FIGURE 4.4 Mean Donations

Source: Reprinted from Small et al. (2006), copyright 2006, with permission from Elsevier.

THE COLLAPSE OF COMPASSION


American writer Annie Dillard reads in her newspaper the headline “Head Spinning Numbers Cause Mind to Go Slack.” She writes of “compassion fatigue” and asks, “At what number do other individuals blur for me?”2

An answer to Dillard’s question is beginning to emerge from behavioral research. Studies by social psychologists find that a single individual, unlike a group, is viewed as a psychologically coherent unit. This leads to more extensive processing of information and stronger impressions about individuals than about groups. Consistent with this, a study in Israel found that people tend to feel more distress and compassion and to provide more aid when considering a single victim than when considering a group of eight victims.3 A follow-up study in Sweden found that people felt less compassion and donated less aid toward a pair of victims than to either individual alone.4 Perhaps the blurring that Annie Dillard asked about begins for groups as small as two people.
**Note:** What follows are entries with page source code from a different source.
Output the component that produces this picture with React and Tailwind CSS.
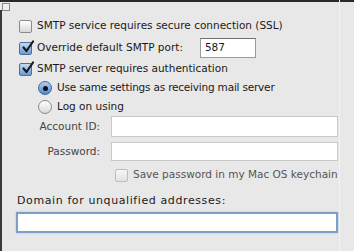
import React from 'react'

function Check({ checked, dim }) {
  let look = 'border-[#8a8a8a] bg-gradient-to-b from-white to-[#d8d8d8]'
  if (checked) look = 'border-[#4a6f9c] bg-gradient-to-b from-[#c4daf2] to-[#6a9ad6]'
  if (dim) look = 'border-[#bcbcbc] bg-gradient-to-b from-[#f6f6f6] to-[#e2e2e2]'
  return (
    <span className={`relative inline-block w-[13px] h-[13px] shrink-0 rounded-[2px] border ${look}`}>
      {checked && (
        <svg viewBox="0 0 14 14" className="absolute left-[1px] top-[-3px] w-[14px] h-[14px]">
          <path d="M2.5 7.5 L5.5 11 L12 1.5" fill="none" stroke="#1b1b1b" strokeWidth="2.2" strokeLinecap="round" strokeLinejoin="round" />
        </svg>
      )}
    </span>
  )
}

function Radio({ on }) {
  const look = on
    ? 'border-[#3d6799] bg-gradient-to-b from-[#b3d0f2] to-[#4e88d4]'
    : 'border-[#8a8a8a] bg-gradient-to-b from-white to-[#d8d8d8]'
  return (
    <span className={`relative inline-flex items-center justify-center w-[14px] h-[14px] shrink-0 rounded-full border ${look}`}>
      {on && <span className="w-[5px] h-[5px] rounded-full bg-[#111]" />}
    </span>
  )
}

export default function App() {
  return (
    <div className="w-[354px] h-[251px] bg-[#e8e8e8] overflow-hidden text-[10.5px] text-[#1a1a1a] relative whitespace-nowrap" style={{ fontFamily: '"DejaVu Sans", sans-serif' }}>
      {/* window frame edges */}
      <div className="absolute left-0 top-0 w-full h-[2px] bg-[#2a2a2a]" />
      <div className="absolute left-0 top-[10px] w-[2px] h-full bg-[#3a3a3a]" />
      <div className="absolute left-[2px] top-[3px] w-[8px] h-[8px] border border-[#888] bg-[#eee]" />
      <div className="absolute left-[339px] top-0 w-[1px] h-full bg-[#f2f2f2]" />

      <div className="flex flex-col pt-[19px] pl-[19px]">
        <div className="flex items-center gap-[5px] h-[14px]">
          <Check />
          <span>SMTP service requires secure connection (SSL)</span>
        </div>
        <div className="flex items-center gap-[5px] h-[20px] mt-[5px]">
          <Check checked />
          <span>Override default SMTP port:</span>
          <div className="ml-[12px] w-[56px] h-[20px] bg-white border border-[#9a9a9a] border-t-[#707070] pl-[4px] flex items-center">587</div>
        </div>
        <div className="flex items-center gap-[5px] h-[14px] mt-[4px]">
          <Check checked />
          <span>SMTP server requires authentication</span>
        </div>
        <div className="flex items-center gap-[5px] h-[14px] mt-[5px] pl-[19px]">
          <Radio on />
          <span className="tracking-[-0.2px]">Use same settings as receiving mail server</span>
        </div>
        <div className="flex items-center gap-[5px] h-[14px] mt-[5px] pl-[19px]">
          <Radio />
          <span>Log on using</span>
        </div>
        <div className="flex items-center h-[21px] mt-[2px] text-[#444]">
          <span className="w-[81px] text-right">Account ID:</span>
          <div className="ml-[11px] w-[227px] h-[21px] bg-white border border-[#c8c8c8]" />
        </div>
        <div className="flex items-center h-[19px] mt-[5px] text-[#444]">
          <span className="w-[81px] text-right">Password:</span>
          <div className="ml-[11px] w-[227px] h-[19px] bg-white border border-[#c8c8c8]" />
        </div>
        <div className="flex items-center gap-[5px] h-[14px] mt-[7px] pl-[96px] text-[#555]">
          <Check dim />
          <span>Save password in my Mac OS keychain</span>
        </div>
        <div className="h-[14px] mt-[12px] -ml-[2px] flex items-center text-[11px] tracking-[0.6px]">Domain for unqualified addresses:</div>
        <div className="mt-[4px] -ml-[3px] w-[322px] h-[21px] bg-white border-2 border-[#7f9ec7] shadow-[0_0_2px_#a9c2e4]" />
      </div>
    </div>
  )
}
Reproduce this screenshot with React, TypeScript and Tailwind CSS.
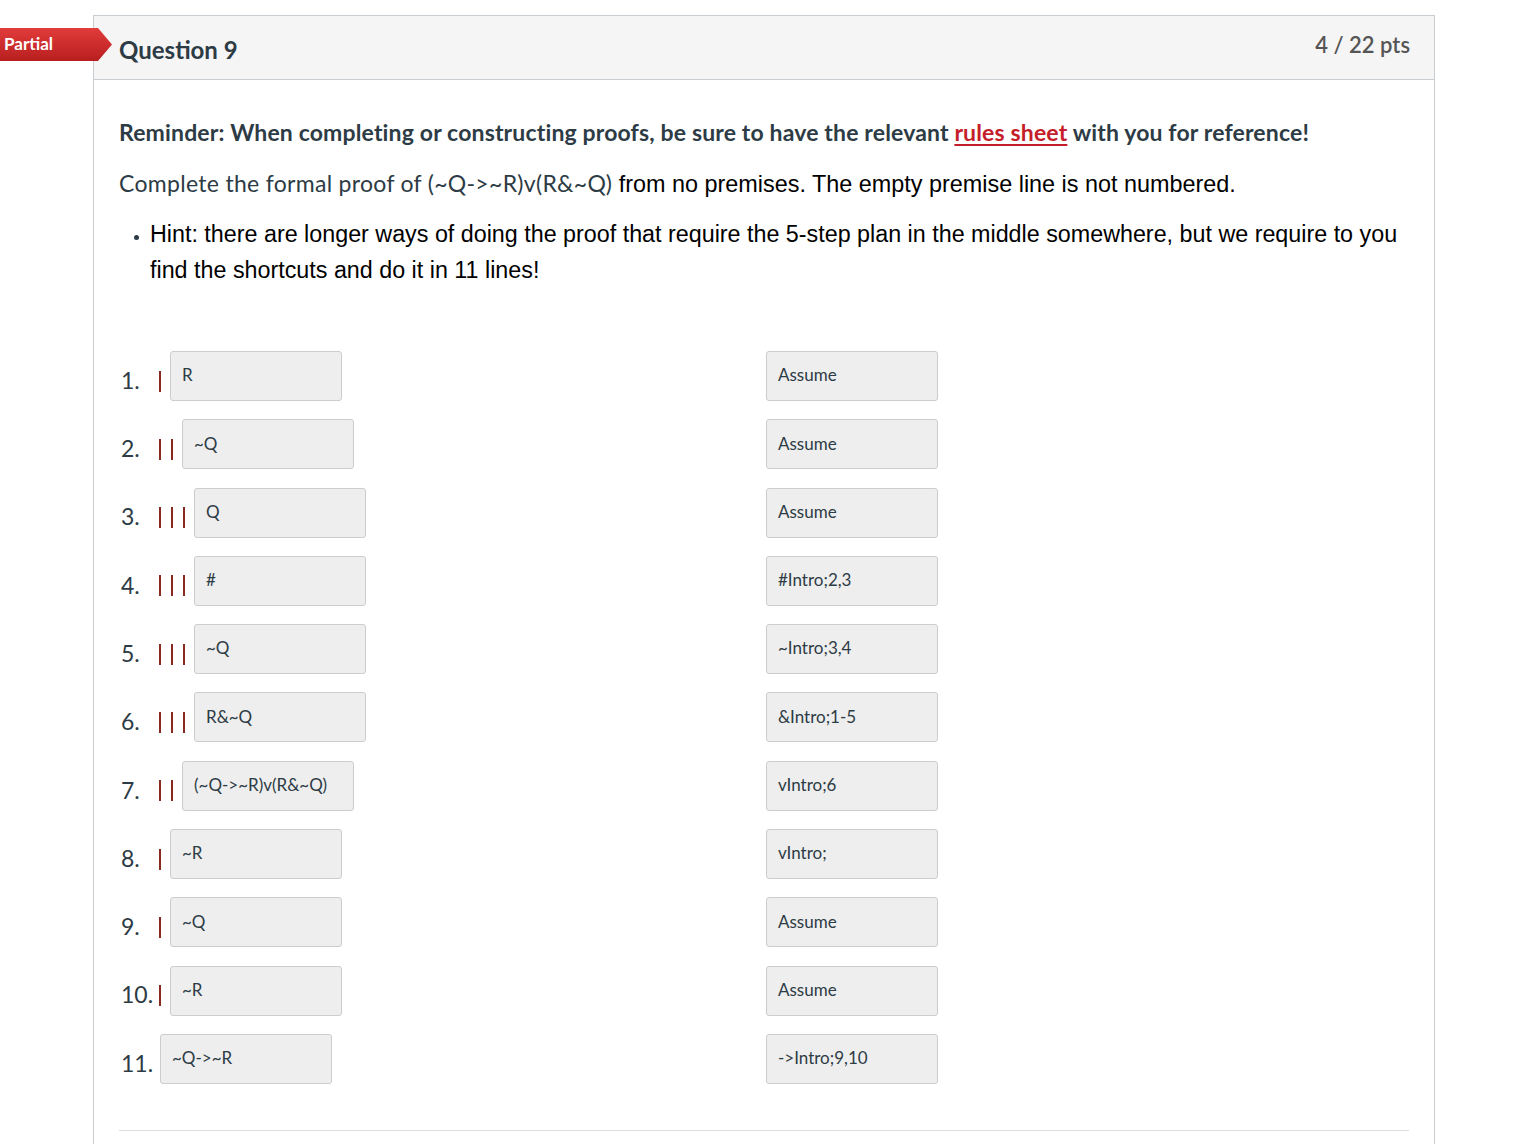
const lato = "font-['Lato','Noto_Sans',sans-serif]";
const arial = "font-['Liberation_Sans',Arial,sans-serif]";

const rows: { n: number; depth: number; formula: string; rule: string }[] = [
  { n: 1, depth: 1, formula: "R", rule: "Assume" },
  { n: 2, depth: 2, formula: "~Q", rule: "Assume" },
  { n: 3, depth: 3, formula: "Q", rule: "Assume" },
  { n: 4, depth: 3, formula: "#", rule: "#Intro;2,3" },
  { n: 5, depth: 3, formula: "~Q", rule: "~Intro;3,4" },
  { n: 6, depth: 3, formula: "R&~Q", rule: "&Intro;1-5" },
  { n: 7, depth: 2, formula: "(~Q->~R)v(R&~Q)", rule: "vIntro;6" },
  { n: 8, depth: 1, formula: "~R", rule: "vIntro;" },
  { n: 9, depth: 1, formula: "~Q", rule: "Assume" },
  { n: 10, depth: 1, formula: "~R", rule: "Assume" },
  { n: 11, depth: 0, formula: "~Q->~R", rule: "->Intro;9,10" },
];

function Field({ value }: { value: string }) {
  return (
    <div className={`${lato} w-[172px] h-[50px] flex items-center px-[11px] pb-[2px] bg-[#eeeeee] border border-[#cccccc] rounded-[3px] text-[17px] text-[#2d3b45]`}>
      {value}
    </div>
  );
}

export default function App() {
  return (
    <div className="min-h-[1144px] bg-white pt-[15px] relative overflow-hidden">
      {/* grade flag */}
      <div
        className={`${lato} absolute left-0 top-[28px] h-[33px] w-[112px] bg-gradient-to-b from-[#e23b3b] to-[#b81e1e] text-white font-bold text-[17px] pl-[4px] leading-[31px] [clip-path:polygon(0_0,98px_0,112px_50%,98px_100%,0_100%)] z-10`}
      >
        Partial
      </div>

      <div className="ml-[93px] w-[1342px] border border-[#c7cdd1] border-b-0 min-h-[1129px]">
        <div className={`${lato} h-[64px] bg-[#f5f5f5] border-b border-[#c7cdd1] flex justify-between pl-[25px] pr-[24px]`}>
          <h2 className="text-[24px] leading-[30px] font-bold text-[#2d3b45] pt-[19px]">Question 9</h2>
          <div className="text-[22px] leading-[30px] font-semibold text-[#555555] pt-[14px]">4 / 22 pts</div>
        </div>

        <div className="px-[25px] pt-[36px]">
          <p className={`${lato} text-[23px] tracking-[0.15px] font-bold text-[#2d3b45] leading-[32px]`}>
            Reminder: When completing or constructing proofs, be sure to have the relevant{" "}
            <a className="text-[#c41e2a] underline underline-offset-[3px]">rules sheet</a> with you for reference!
          </p>
          <p className="mt-[19px] leading-[32px] whitespace-nowrap">
            <span className={`${lato} text-[23px] tracking-[0.3px] text-[#2d3b45]`}>Complete the formal proof of (~Q-&gt;~R)v(R&amp;~Q)</span>
            <span className={`${arial} text-black text-[23.4px]`}> from no premises. The empty premise line is not numbered.</span>
          </p>
          <ul className={`${arial} mt-[14px] pl-[31px] text-[23.3px] leading-[36px] text-black list-disc marker:text-[#2d3b45] marker:text-[16px]`}>
            <li>
              Hint: there are longer ways of doing the proof that require the 5-step plan in the middle somewhere, but we require to you find the shortcuts and do it in 11 lines!
            </li>
          </ul>

          <div className="mt-[63px] flex flex-col gap-[18.3px]">
            {rows.map((r) => (
              <div key={r.n} className="grid grid-cols-[647px_1fr] items-center">
                <div className="flex items-center">
                  <span className={`${lato} w-[35px] pl-[2px] text-[23px] text-[#2d3b45] pt-[8px]`}>{r.n}.</span>
                  {Array.from({ length: r.depth }).map((_, i) => (
                    <span key={i} className="w-[12px] flex justify-center pt-[10px]">
                      <span className="block w-[2px] h-[21px] bg-[#8a2a1f]" />
                    </span>
                  ))}
                  <div className={r.depth === 0 ? "ml-[6px]" : "ml-[4px]"}>
                    <Field value={r.formula} />
                  </div>
                </div>
                <Field value={r.rule} />
              </div>
            ))}
          </div>

          <div className="mt-[46px] border-t border-[#dddddd]" />
        </div>
      </div>
    </div>
  );
}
The insensitivity to lifesaving portrayed by the psychophysical-numbing model is unsettling. But the studies just described suggest an even more disturbing psychological tendency. Our capacity to feel is limited. To the extent that valuation of lifesaving depends on feelings driven by attention or imagery, it might follow the function shown in Figure 4.5, where the emotion or affective feeling is greatest at N = 1 but begins to decline at N = 2 and collapses at some higher value of N that becomes simply “a statistic.” Whereas Robert J. Lifton coined the term psychic numbing to describe the “turning off” of feeling that enabled rescue workers to function during the horrific aftermath of the Hiroshima bombing,5 Figure 4.5 depicts a form of psychic numbing that is not beneficial. Rather, it leads to apathy and inaction, consistent with what is seen repeatedly in response to mass murder and genocide.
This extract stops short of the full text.